◆ Given material ◆
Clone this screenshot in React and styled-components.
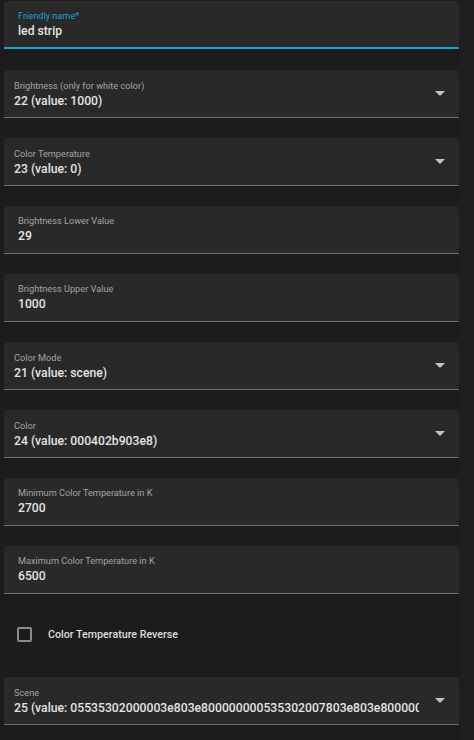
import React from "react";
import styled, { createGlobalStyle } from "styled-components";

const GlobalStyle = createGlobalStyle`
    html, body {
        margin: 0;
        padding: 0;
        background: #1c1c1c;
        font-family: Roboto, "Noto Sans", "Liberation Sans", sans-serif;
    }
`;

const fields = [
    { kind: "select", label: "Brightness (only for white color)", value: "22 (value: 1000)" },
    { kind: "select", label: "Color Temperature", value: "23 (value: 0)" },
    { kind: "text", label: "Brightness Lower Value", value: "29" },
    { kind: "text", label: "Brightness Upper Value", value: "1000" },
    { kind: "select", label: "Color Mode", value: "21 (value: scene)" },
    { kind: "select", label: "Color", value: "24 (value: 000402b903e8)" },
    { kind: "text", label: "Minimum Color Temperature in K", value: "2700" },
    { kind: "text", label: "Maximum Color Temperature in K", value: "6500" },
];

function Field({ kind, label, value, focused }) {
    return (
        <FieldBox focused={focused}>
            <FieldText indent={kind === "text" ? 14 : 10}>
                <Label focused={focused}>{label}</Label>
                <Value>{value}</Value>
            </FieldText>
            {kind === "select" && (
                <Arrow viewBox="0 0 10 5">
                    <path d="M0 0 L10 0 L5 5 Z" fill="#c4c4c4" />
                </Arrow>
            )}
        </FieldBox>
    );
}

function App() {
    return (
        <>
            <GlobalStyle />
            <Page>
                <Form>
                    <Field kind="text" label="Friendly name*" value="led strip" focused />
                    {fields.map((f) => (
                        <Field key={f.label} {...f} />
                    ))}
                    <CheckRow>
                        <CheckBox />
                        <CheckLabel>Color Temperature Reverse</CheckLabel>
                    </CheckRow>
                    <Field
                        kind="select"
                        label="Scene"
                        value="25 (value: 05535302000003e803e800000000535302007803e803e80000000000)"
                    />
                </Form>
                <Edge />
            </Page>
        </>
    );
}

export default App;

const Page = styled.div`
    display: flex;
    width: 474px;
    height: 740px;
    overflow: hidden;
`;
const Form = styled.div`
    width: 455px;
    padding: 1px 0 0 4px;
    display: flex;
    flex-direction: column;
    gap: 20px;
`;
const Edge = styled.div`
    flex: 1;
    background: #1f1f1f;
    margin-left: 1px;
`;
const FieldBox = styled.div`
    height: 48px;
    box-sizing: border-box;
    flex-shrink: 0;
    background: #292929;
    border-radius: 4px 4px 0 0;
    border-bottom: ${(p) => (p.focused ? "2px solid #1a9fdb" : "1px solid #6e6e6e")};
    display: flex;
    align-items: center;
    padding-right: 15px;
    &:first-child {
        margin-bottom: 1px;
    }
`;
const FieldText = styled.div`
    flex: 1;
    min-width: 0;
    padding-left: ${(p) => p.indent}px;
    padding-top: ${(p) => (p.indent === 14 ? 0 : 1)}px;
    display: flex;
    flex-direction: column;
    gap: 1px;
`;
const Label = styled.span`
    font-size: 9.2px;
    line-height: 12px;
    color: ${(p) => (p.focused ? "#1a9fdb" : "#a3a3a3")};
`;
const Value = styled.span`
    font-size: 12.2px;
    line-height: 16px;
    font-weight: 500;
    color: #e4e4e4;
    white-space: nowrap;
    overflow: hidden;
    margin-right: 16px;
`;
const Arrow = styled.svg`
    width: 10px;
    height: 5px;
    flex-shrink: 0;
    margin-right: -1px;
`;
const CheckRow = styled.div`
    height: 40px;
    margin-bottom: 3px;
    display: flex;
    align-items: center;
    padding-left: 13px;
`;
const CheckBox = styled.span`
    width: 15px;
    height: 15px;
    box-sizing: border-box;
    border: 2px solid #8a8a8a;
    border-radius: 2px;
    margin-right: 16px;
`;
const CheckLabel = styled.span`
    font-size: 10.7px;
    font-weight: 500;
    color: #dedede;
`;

◆ To be done ◆
Scan the lines above for "components", then copy every one that has it.

◆ Right answer ◆
Clone this screenshot in React and styled-components.
import styled, { createGlobalStyle } from "styled-components";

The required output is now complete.